Apologist author William Lane Craig, in his book Time and Eternity: Exploring God’s Relationship to Time, examines the question of whether God’s Eternality implies that He exists within the framework of time or outside of time, looking in. In rather tedious detail, he approaches the question from the standpoints of theology, physics, and philosophy, and reaches the conclusion that God must exist within time in order to keep His bearings, since there would evidently be no temporal landmarks to go by.

Hmm… Lane is a very smart man who clearly embraces God in all His majesty, and he has obviously devoted a lot of thought and research into the subject. But his logic here, frankly, escapes me. God’s omnipresence means that He both envelopes and inhabits everything outside and inside the universe. His attribute of eternity implies the same with respect to time. The relativistic connection of space and time reinforces that implication. I see no reason that He should ever be disoriented, in any fashion. An expanded definition of “omnipresence”, then would state that

God simultaneously and instantaneously sees and remembers everything that exists and occurs at all locations in both space and time.

Note that I threw in the word “instantaneously” because, while nothing in the universe can travel faster than the constant speed of light, that is a limitation of space itself. Space with its enclosed stuff is expanding faster than the speed of light. There is no speed limit outside the universe.

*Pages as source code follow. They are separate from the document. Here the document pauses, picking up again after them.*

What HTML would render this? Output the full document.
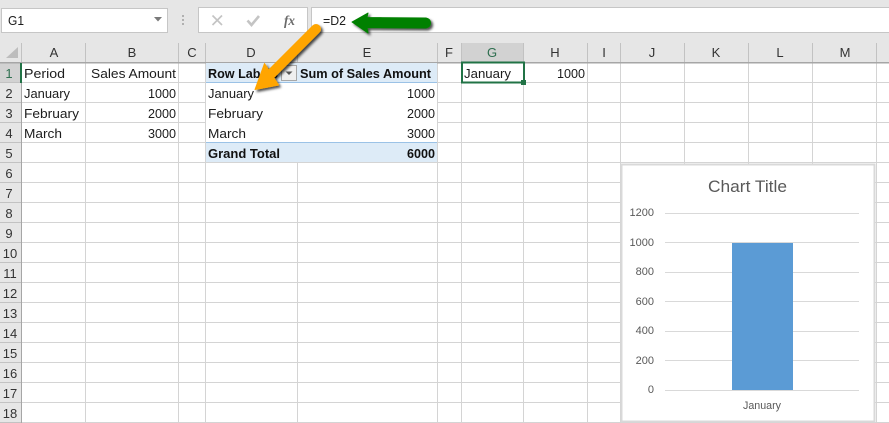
<!DOCTYPE html>
<html>
<head>
<meta charset="utf-8">
<style>
html,body{margin:0;padding:0;background:#fff;width:889px;height:423px;overflow:hidden}
svg{display:block}
text{font-family:"Liberation Sans",sans-serif;font-size:13px;fill:#1c1c1c}
.b{font-weight:bold;fill:#111}
.h{fill:#333}
.g{font-size:11px;fill:#595959}
</style>
</head>
<body>
<svg width="889" height="423" viewBox="0 0 889 423" xmlns="http://www.w3.org/2000/svg">
<defs>
<filter id="sh" x="-20%" y="-20%" width="150%" height="150%">
<feDropShadow dx="2" dy="2" stdDeviation="1.2" flood-color="#000" flood-opacity=".7"/>
</filter>
</defs>
<!-- top band -->
<rect width="889" height="63" fill="#e6e6e6"/>
<rect x="1.500" y="8.500" width="166" height="24" fill="#fff" stroke="#c6c6c6"/>
<path d="M154 17h8l-4 4.500z" fill="#7a7a7a"/>
<rect x="182" y="15" width="2" height="2" fill="#b0b0b0"/>
<rect x="182" y="19" width="2" height="2" fill="#b0b0b0"/>
<rect x="182" y="23" width="2" height="2" fill="#b0b0b0"/>
<rect x="198.500" y="7.500" width="109" height="25" fill="#fff" stroke="#c6c6c6"/>
<path d="M212.500 15.500l9.500 9.500M222 15.500l-9.500 9.500" stroke="#c4c4c4" stroke-width="1.700" fill="none"/>
<path d="M247.500 20.500l4 4.500 7.500-9" stroke="#c4c4c4" stroke-width="2.600" fill="none"/>
<text x="284" y="25" style="font-family:'Liberation Serif',serif;font-style:italic;font-weight:bold;font-size:14px;fill:#6a6a6a" textLength="11" lengthAdjust="spacingAndGlyphs">fx</text>
<rect x="311.500" y="7.500" width="580" height="25" fill="#fff" stroke="#c6c6c6"/>
<text x="8" y="25" textLength="16" lengthAdjust="spacingAndGlyphs">G1</text>
<text x="323" y="25" textLength="23" lengthAdjust="spacingAndGlyphs">=D2</text>

<!-- row header -->
<rect x="0" y="63" width="21" height="360" fill="#e6e6e6"/>
<rect x="0" y="63" width="21" height="20" fill="#d2d2d2"/>
<rect x="461" y="43" width="63" height="19" fill="#d2d2d2"/>
<path d="M6 58h12v-11z" fill="#bdbdbd"/>

<!-- grid -->
<g stroke="#d4d4d4" stroke-width="1">
<path d="M85.500 63V423M178.500 63V423M205.500 63V423M297.500 63V423M437.500 63V423M461.500 63V423M523.500 63V423M587.500 63V423M620.500 63V423M684.500 63V423M748.500 63V423M812.500 63V423M876.500 63V423"/>
<path d="M21 82.500H889M21 102.500H889M21 122.500H889M21 142.500H889M21 162.500H889M21 182.500H889M21 202.500H889M21 222.500H889M21 242.500H889M21 262.500H889M21 282.500H889M21 302.500H889M21 322.500H889M21 342.500H889M21 362.500H889M21 382.500H889M21 402.500H889M21 422.500H889"/>
</g>
<g stroke="#c2c2c2" stroke-width="1">
<path d="M0 82.500H21M0 102.500H21M0 122.500H21M0 142.500H21M0 162.500H21M0 182.500H21M0 202.500H21M0 222.500H21M0 242.500H21M0 262.500H21M0 282.500H21M0 302.500H21M0 322.500H21M0 342.500H21M0 362.500H21M0 382.500H21M0 402.500H21M0 422.500H21"/>
<path d="M21.500 43V62M85.500 43V62M178.500 43V62M205.500 43V62M297.500 43V62M437.500 43V62M461.500 43V62M523.500 43V62M587.500 43V62M620.500 43V62M684.500 43V62M748.500 43V62M812.500 43V62M876.500 43V62"/>
</g>
<rect x="0" y="62" width="889" height="1.500" fill="#a6a6a6"/>
<rect x="21" y="62" width="1" height="361" fill="#a6a6a6"/>
<rect x="20" y="63" width="2" height="20" fill="#217346"/>

<!-- pivot -->
<rect x="206" y="63" width="231" height="19" fill="#ddebf7"/>
<rect x="206" y="83" width="231" height="59" fill="#fff"/>
<rect x="206" y="143" width="231" height="19" fill="#ddebf7"/>
<rect x="206" y="82" width="231" height="1" fill="#9bc2e6"/>
<rect x="206" y="142" width="231" height="1" fill="#9bc2e6"/>

<!-- column headers -->
<g text-anchor="middle">
<text class="h" x="54" y="57">A</text>
<text class="h" x="132" y="57">B</text>
<text class="h" x="192" y="57">C</text>
<text class="h" x="251" y="57">D</text>
<text class="h" x="367" y="57">E</text>
<text class="h" x="449" y="57">F</text>
<text x="492" y="57" style="fill:#2f6f50">G</text>
<text class="h" x="555" y="57">H</text>
<text class="h" x="604" y="57">I</text>
<text class="h" x="652" y="57">J</text>
<text class="h" x="716" y="57">K</text>
<text class="h" x="780" y="57">L</text>
<text class="h" x="845" y="57">M</text>
</g>
<!-- row numbers -->
<g text-anchor="middle">
<text x="9" y="78" style="fill:#2f6f50">1</text>
<text class="h" x="9" y="98">2</text>
<text class="h" x="9" y="118">3</text>
<text class="h" x="9" y="138">4</text>
<text class="h" x="9" y="158">5</text>
<text class="h" x="9" y="178">6</text>
<text class="h" x="9" y="198">7</text>
<text class="h" x="9" y="218">8</text>
<text class="h" x="9" y="238">9</text>
<text class="h" x="10" y="258">10</text>
<text class="h" x="10" y="278">11</text>
<text class="h" x="10" y="298">12</text>
<text class="h" x="10" y="318">13</text>
<text class="h" x="10" y="338">14</text>
<text class="h" x="10" y="358">15</text>
<text class="h" x="10" y="378">16</text>
<text class="h" x="10" y="398">17</text>
<text class="h" x="10" y="418">18</text>
</g>

<!-- cells -->
<text x="24" y="78" textLength="41" lengthAdjust="spacingAndGlyphs">Period</text>
<text x="91" y="78" textLength="85" lengthAdjust="spacingAndGlyphs">Sales Amount</text>
<text x="24" y="98" textLength="46" lengthAdjust="spacingAndGlyphs">January</text>
<text x="148" y="98" textLength="28" lengthAdjust="spacingAndGlyphs">1000</text>
<text x="24" y="118" textLength="55" lengthAdjust="spacingAndGlyphs">February</text>
<text x="148" y="118" textLength="28" lengthAdjust="spacingAndGlyphs">2000</text>
<text x="24" y="138" textLength="38" lengthAdjust="spacingAndGlyphs">March</text>
<text x="148" y="138" textLength="28" lengthAdjust="spacingAndGlyphs">3000</text>

<text class="b" x="208" y="78" textLength="70" lengthAdjust="spacingAndGlyphs">Row Labels</text>
<rect x="281.500" y="65.500" width="15" height="15" fill="#efefef" stroke="#a8a8a8"/>
<path d="M285.500 71.500h7l-3.500 3.500z" fill="#555"/>
<text class="b" x="300" y="78" textLength="131" lengthAdjust="spacingAndGlyphs">Sum of Sales Amount</text>
<text x="208" y="98" textLength="46" lengthAdjust="spacingAndGlyphs">January</text>
<text x="407" y="98" textLength="28" lengthAdjust="spacingAndGlyphs">1000</text>
<text x="208" y="118" textLength="55" lengthAdjust="spacingAndGlyphs">February</text>
<text x="407" y="118" textLength="28" lengthAdjust="spacingAndGlyphs">2000</text>
<text x="208" y="138" textLength="38" lengthAdjust="spacingAndGlyphs">March</text>
<text x="407" y="138" textLength="28" lengthAdjust="spacingAndGlyphs">3000</text>
<text class="b" x="208" y="158" textLength="72" lengthAdjust="spacingAndGlyphs">Grand Total</text>
<text class="b" x="407" y="158" textLength="28" lengthAdjust="spacingAndGlyphs">6000</text>

<text x="464" y="78" textLength="47" lengthAdjust="spacingAndGlyphs">January</text>
<text x="557" y="78" textLength="28" lengthAdjust="spacingAndGlyphs">1000</text>

<!-- selection -->
<rect x="462" y="62.500" width="62" height="20" fill="none" stroke="#217346" stroke-width="2"/>
<rect x="521" y="80" width="5" height="5" fill="#217346"/>

<!-- chart -->
<rect x="621.500" y="164.500" width="253" height="257" fill="#fff" stroke="#d9d9d9" stroke-width="2"/>
<text x="708" y="192" textLength="79" lengthAdjust="spacingAndGlyphs" style="font-size:17px;fill:#595959">Chart Title</text>
<g stroke="#d9d9d9" stroke-width="1">
<path d="M665 213.500H859M665 242.500H859M665 272.500H859M665 301.500H859M665 331.500H859M665 360.500H859M665 390.500H859"/>
</g>
<rect x="732" y="243" width="61" height="147" fill="#5b9bd5"/>
<g text-anchor="end">
<text class="g" x="654" y="216">1200</text>
<text class="g" x="654" y="246">1000</text>
<text class="g" x="654" y="275">800</text>
<text class="g" x="654" y="305">600</text>
<text class="g" x="654" y="334">400</text>
<text class="g" x="654" y="364">200</text>
<text class="g" x="654" y="393">0</text>
</g>
<text class="g" x="743" y="409" textLength="38" lengthAdjust="spacingAndGlyphs">January</text>

<!-- orange arrow -->
<g filter="url(#sh)">
<path d="M316 29L268 77" stroke="#ffa500" stroke-width="10" stroke-linecap="round" fill="none"/>
<path d="M255 89.500L264.500 63.500L278.500 85Z" fill="#ffa500" stroke="#ffa500" stroke-width="1" stroke-linejoin="round"/>
</g>
<!-- green arrow -->
<g filter="url(#sh)">
<path d="M352 22L368 13L367 17.500L426 18Q430.500 19 430.500 23Q430.500 27 426 28L367 27.500L368 33Z" fill="#008000" stroke="#008000" stroke-width="1" stroke-linejoin="round"/>
</g>
</svg>
</body>
</html>
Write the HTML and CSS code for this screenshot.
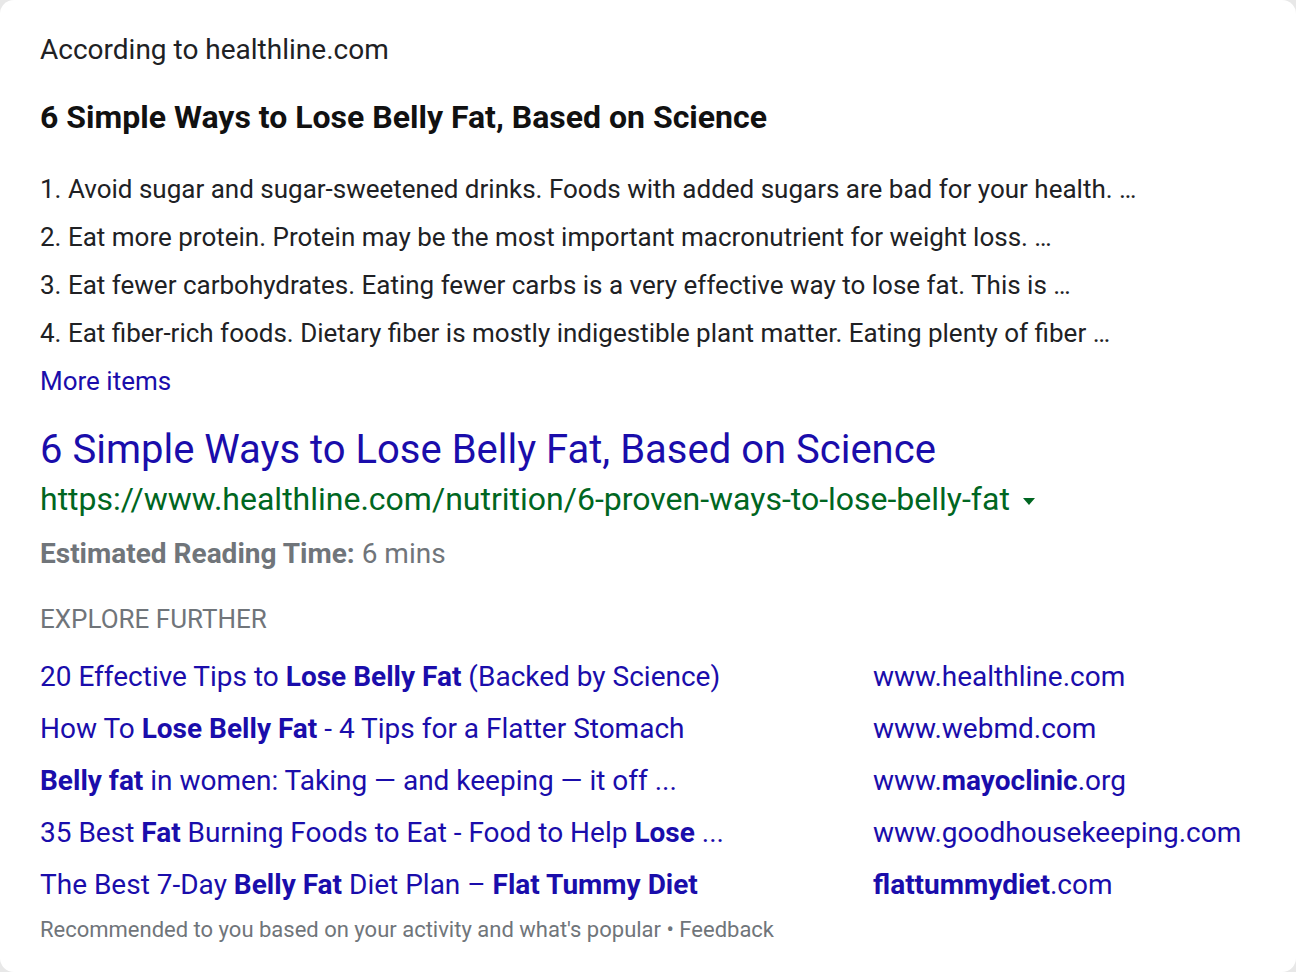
FILE: index.html
```html
<!DOCTYPE html>
<html>
<head>
<meta charset="utf-8">
<link rel="stylesheet" href="styles.css">
</head>
<body>
<div class="card">
  <div class="source">According to healthline.com</div>
  <h2 class="snippet-title">6 Simple Ways to Lose Belly Fat, Based on Science</h2>
  <ol class="steps">
    <li>1. Avoid sugar and sugar-sweetened drinks. Foods with added sugars are bad for your health. …</li>
    <li>2. Eat more protein. Protein may be the most important macronutrient for weight loss. …</li>
    <li>3. Eat fewer carbohydrates. Eating fewer carbs is a very effective way to lose fat. This is …</li>
    <li>4. Eat fiber-rich foods. Dietary fiber is mostly indigestible plant matter. Eating plenty of fiber …</li>
  </ol>
  <a class="more" href="#">More items</a>
  <a class="result-title" href="#">6 Simple Ways to Lose Belly Fat, Based on Science</a>
  <div class="url">https://www.healthline.com/nutrition/6-proven-ways-to-lose-belly-fat <span class="caret"></span></div>
  <div class="reading"><b>Estimated Reading Time:</b> 6 mins</div>
  <div class="explore-head">EXPLORE FURTHER</div>
  <div class="explore">
    <a href="#">20 Effective Tips to <b>Lose Belly Fat</b> (Backed by Science)</a>
    <a href="#">www.healthline.com</a>
    <a href="#">How To <b>Lose Belly Fat</b> - 4 Tips for a Flatter Stomach</a>
    <a href="#">www.webmd.com</a>
    <a href="#"><b>Belly fat</b> in women: Taking — and keeping — it off ...</a>
    <a href="#">www.<b>mayoclinic</b>.org</a>
    <a href="#">35 Best <b>Fat</b> Burning Foods to Eat - Food to Help <b>Lose</b> ...</a>
    <a href="#">www.goodhousekeeping.com</a>
    <a href="#">The Best 7-Day <b>Belly Fat</b> Diet Plan – <b>Flat Tummy Diet</b></a>
    <a href="#"><b>flattummydiet</b>.com</a>
  </div>
  <div class="footer">Recommended to you based on your activity and what's popular • Feedback</div>
</div>
</body>
</html>
```

FILE: styles.css
```css
html, body {
  margin: 0;
  padding: 0;
  background: #e8e8e8;
}
body {
  font-family: Roboto, "Liberation Sans", Arial, sans-serif;
  color: #202124;
}
a {
  color: #1a0dab;
  text-decoration: none;
}
.card {
  box-sizing: border-box;
  width: 1296px;
  height: 972px;
  background: #ffffff;
  border-radius: 14px;
  padding: 30px 40px 0 40px;
  display: flex;
  flex-direction: column;
  align-items: flex-start;
}
.source {
  font-size: 28px;
  line-height: 40px;
}
.snippet-title {
  margin: 27px 0 0 0;
  font-size: 32px;
  line-height: 40px;
  font-weight: 700;
  color: #111;
}
.steps {
  list-style: none;
  margin: 28px 0 0 0;
  padding: 0;
}
.steps li {
  font-size: 26px;
  line-height: 48px;
}
.more {
  font-size: 26px;
  line-height: 48px;
}
.result-title {
  margin-top: 21px;
  font-size: 40px;
  line-height: 48px;
}
.url {
  margin-top: 1px;
  font-size: 32px;
  line-height: 48px;
  color: #006621;
  display: flex;
  align-items: center;
}
.caret {
  display: inline-block;
  margin-left: 13px;
  margin-top: 5px;
  width: 0;
  height: 0;
  border-left: 6px solid transparent;
  border-right: 6px solid transparent;
  border-top: 7px solid #006621;
}
.reading {
  margin-top: 7px;
  font-size: 28px;
  line-height: 48px;
  color: #70757a;
}
.reading b {
  font-weight: 700;
}
.explore-head {
  margin-top: 23px;
  font-size: 26px;
  line-height: 36px;
  color: #70757a;
}
.explore {
  margin-top: 13px;
  display: grid;
  grid-template-columns: 833px auto;
  grid-auto-rows: 52px;
  align-items: center;
  font-size: 28px;
}
.footer {
  font-size: 22px;
  line-height: 40px;
  color: #70757a;
}
```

What does Quantum Physics add to the picture?

A lot, and I only recently began probing the theological implications.

Newton’s First Law of motion states that, An object at rest remains at rest, and an object in motion remains in motion at constant speed and in a straight line unless acted on by an unbalanced force. We call that tendency “inertia.”

It turns out that this law doesn’t hold for extremely small objects. We’ve known for about a hundred years that small objects like electrons and photons move in ways that are fundamentally unpredictable. The best you can ever do is calculate a probability distribution. Which was hard for many physicists, including Einstein, to accept, because they believed in a “deterministic universe“—if you know where everything is now, and the forces on it all, then theoretically you can predict the future. Einstein famously said, “God doesn’t play dice with the universe.” Make no mistake, he wasn’t a theist. What he meant was that he didn’t believe in a future determined by chance.

What does this randomness in nature mean, theologically? Warning: from here on, this is just my own speculation, not something from either science or theology. Take it or leave it. If there is randomness in the universe, then that can only be because God wanted it that way and designed it that way. If the future is truly random, then presumably even He can’t predict the future. <shock!!!> But God needn’t predict the future when He can see it! Remember, He lives in all times simultaneously. God fore-knows because He fore-sees.

Why would God have designed it this way? Perhaps it’s because He wanted to give the denizens of the universe freewill! That does not mean He’s lost control of the universe. Three reasons:

  1. Large objects, like stars, planets and even baseballs and marbles, have enough inertia to obey the First Law.
  2. If you flip a coin once, you’re equally as likely to achieve one result as the other, but if you flip it a thousand times, it’s virtually 100% sure that the total number of heads and tails will be very close to equal.
  3. And, of course, God not only sees the future, but He can nudge it in any way that He sees fit. His sovereignty means He can, not that he necessarily does!